HARLINGEN — With new properties being added to the Live Oak County tick quarantine zone, the question puzzling officials with the Texas Animal Health Commission is: Where did they come from?
Just how the cattle fever ticks made it to Live Oak County is a mystery, with TAHC speculating they could have hitched a ride on cattle, horses or “exotic hoofstock” shipped into the county via truck.
White-tailed deer and nilgai also carry the cattle fever ticks, but since Live Oak County is 100 miles north of the permanent fever tick zone along the border it is unlikely they carried the ticks north. Both individual deer and nilgai have relatively small ranges and would not travel so widely.
The cattle fever tick, which carry a parasite which can cause weight loss or even kill cattle, once hundreds of miles north and east of Texas.
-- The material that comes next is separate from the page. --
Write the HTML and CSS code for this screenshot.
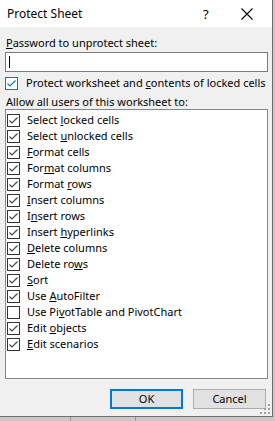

A strict alert and eradication process which has been in place since the 1930s has been successful in protecting Texas’ $12 billion beef industry.
Preliminary DNA testing of the cattle fever ticks found in Live Oak County has been inconclusive, but scientists say the genotype of the Live Oak County ticks doesn’t appear to match known ticks in the Gulf Coast region or Hidalgo County.
Some early testing shows a possibility the ticks in Live Oak County could be related to ticks in Zapata County, according to TAHC emails provided under a Freedom of Information Act request.
“We continue to conduct epidemiological investigations,” Thomas Swafford, a spokesman for TAHC, said yesterday via email.
The current irruption of cattle fever ticks northward from their permanent range in Mexico is showing no signs of easing.
For reasons which are unclear, cattle fever ticks historically have made these bursts northward every few decades, temporarily repopulating areas of the United States from which they were extirpated.
The TAHC confirmed recently that another ranch or property in Live Oak County has the ticks.
This brings the number of infested properties in the county, which is in the new Live Oak County Control Purpose Quarantine Area, to nine.
“Finding a new infestation now is concerning but not surprising,” said Andy Schwartz, the commission’s executive director. “We anticipated and planned for this, and continue heightened surveillance as fever ticks move from winter dormancy to spring hatch, with favorable conditions for the fever ticks.”
Properties found to have cattle fever ticks are subject to state and federal inspections and treatment of cattle on the property using vaccines or inoculations and dipping in insecticide.
The Permanent Quarantine Buffer Zone stretches anywhere from one to 10 miles inland along the border from Amistad Dam to Brownsville.
Temporary quarantine zones as of Feb. 17 are in place in portions of Cameron, Willacy, Kleberg, Live Oak, Starr, Maverick, Webb and Zapata counties. All have confirmed tick infestations.
The permanent cattle fever tick quarantine zone, established in 1942, ranges from 200 yards to 10 miles wide along the Rio Grande River in the United States. The strip of land extends 500 miles through eight South Texas counties from Devils River to the Gulf of Mexico. It was created as a buffer zone to Mexico, where fever ticks are common. This zone is intended to monitor tick incursions from Mexico and allow them to be detected and eliminated quickly, so that cattle in the zone do not spread fever ticks into the interior of the state. Southern Cameron County is within this zone.